February 11, 2004
A.b. Med. Servs. Pllc v Cna Ins. Co. (2004 NY Slip Op 50061(U))
Headnote
Reported in New York Official Reports at A.b. Med. Servs. Pllc v Cna Ins. Co. (2004 NY Slip Op 50061(U))
A.B. Med. Servs. v CNA Ins. Co. |
2004 NY Slip Op 50061(U) |
Decided on February 11, 2004 |
Appellate Term, First Department |
Published by New York State Law Reporting Bureau pursuant to Judiciary Law § 431. |
This opinion is uncorrected and will not be published in the Official Reports. |
APPELLATE TERM OF THE SUPREME COURT, FIRST DEPARTMENT
PRESENT:
HON. LUCINDO SUAREZ, P.J.
HON. WILLIAM J. DAVIS
HON. MARTIN SCHOENFELD, Justices.
571135/02
against
CNA INSURANCE COMPANY, Defendant-Respondent.
Plaintiff appeals from an order of the Civil Court, New York County, entered January 25, 2002 (Debra A. James, J.) which denied its motion for summary judgment.
PER CURIAM:
Order entered January 25, 2002 (Debra A. James, J.) modified to grant plaintiff’s motion for summary judgment on its no-fault insurance claim relating to the April 24, 2000 medical services rendered to its assignor, Smolyanskiy, and to remit the matter to Civil Court for the assessment of appropriate attorney’s fees and interest with respect thereto; as modified, order affirmed, without costs.
The action seeks recovery of motor vehicle no-fault benefits in the form of medical expenses allegedly incurred by plaintiff’s assignors. Plaintiff demonstrated entitlement to summary judgment on its claim for neurological testing administered to its assignor, Smolyanskiy, on April 24, 2000, since the record shows that defendant received plaintiff’s no-fault claim relating to those services no later than June 23, 2000, and did not deny the claim until [*2]July 31, 2000. Having failed to “pay or deny the claim in whole or in part” (11 NYCRR 65-3.8[c]) within 30 days of receipt, defendant waived any defenses relating to the adequacy of plaintiff’s claim forms, including the alleged absence of necessary signatures (see, Mount Sinai Hosp. v Figuerdov, 263 AD2d 11, 17 [1999]) or the medical necessity of the services rendered (see, Central Gen. Hosp. v Chubb Group, 90 NY2d 195 [1997]; Country-Wide Ins. Co. v Zabloski, 257 AD2d 306, lv denied 93 NY2d 809 [1999]).

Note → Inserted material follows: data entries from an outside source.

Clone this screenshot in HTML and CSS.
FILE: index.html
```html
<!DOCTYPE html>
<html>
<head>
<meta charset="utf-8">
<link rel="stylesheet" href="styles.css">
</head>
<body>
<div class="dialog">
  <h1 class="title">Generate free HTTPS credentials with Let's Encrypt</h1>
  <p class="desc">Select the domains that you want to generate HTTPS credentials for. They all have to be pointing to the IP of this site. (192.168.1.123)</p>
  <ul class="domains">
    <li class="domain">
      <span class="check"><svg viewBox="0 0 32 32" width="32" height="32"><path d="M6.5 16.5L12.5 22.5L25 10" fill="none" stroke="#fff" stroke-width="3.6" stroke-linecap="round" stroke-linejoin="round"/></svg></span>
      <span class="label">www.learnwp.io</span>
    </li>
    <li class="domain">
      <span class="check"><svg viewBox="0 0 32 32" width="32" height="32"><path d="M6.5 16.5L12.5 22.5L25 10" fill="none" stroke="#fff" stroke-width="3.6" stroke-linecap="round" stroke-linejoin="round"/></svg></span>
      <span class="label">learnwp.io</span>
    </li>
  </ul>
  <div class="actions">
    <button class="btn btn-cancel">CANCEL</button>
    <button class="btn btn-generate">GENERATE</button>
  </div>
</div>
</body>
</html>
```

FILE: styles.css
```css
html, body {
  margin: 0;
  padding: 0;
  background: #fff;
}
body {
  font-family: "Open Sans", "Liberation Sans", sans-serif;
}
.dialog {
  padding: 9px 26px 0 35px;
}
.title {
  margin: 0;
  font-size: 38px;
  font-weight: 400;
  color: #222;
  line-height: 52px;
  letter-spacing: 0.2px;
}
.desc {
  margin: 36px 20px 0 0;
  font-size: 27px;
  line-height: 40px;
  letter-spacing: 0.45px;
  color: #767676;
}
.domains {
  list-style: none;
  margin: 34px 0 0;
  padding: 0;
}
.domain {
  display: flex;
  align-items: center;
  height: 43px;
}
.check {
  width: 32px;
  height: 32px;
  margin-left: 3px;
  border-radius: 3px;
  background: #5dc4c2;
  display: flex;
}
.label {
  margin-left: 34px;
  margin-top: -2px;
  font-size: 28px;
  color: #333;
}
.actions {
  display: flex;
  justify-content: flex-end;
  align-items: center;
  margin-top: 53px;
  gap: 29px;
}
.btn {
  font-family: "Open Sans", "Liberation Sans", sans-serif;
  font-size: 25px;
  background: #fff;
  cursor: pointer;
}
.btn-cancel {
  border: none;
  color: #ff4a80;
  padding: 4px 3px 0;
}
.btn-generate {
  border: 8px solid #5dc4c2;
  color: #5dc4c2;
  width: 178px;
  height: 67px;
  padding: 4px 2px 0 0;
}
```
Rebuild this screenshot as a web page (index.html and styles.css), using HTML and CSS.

Summary judgment is unwarranted, however, on the remaining no-fault claims alleged in the complaint. Contrary to plaintiff’s contention, the peer review reports relied upon by defendant in timely denying the remaining claims were a proper vehicle to assert the defense of lack of medical necessity (11 NYCRR 65-3.8[b][4]) and set forth sufficient facts to raise a triable issue with respect to that defense (see, S+M Supply, Inc. v Allstate Ins. Co., 2003 WL 21960336, decided July 9, 2003 [App Term, 2d Dept]).
This constitutes the decision and order of the court.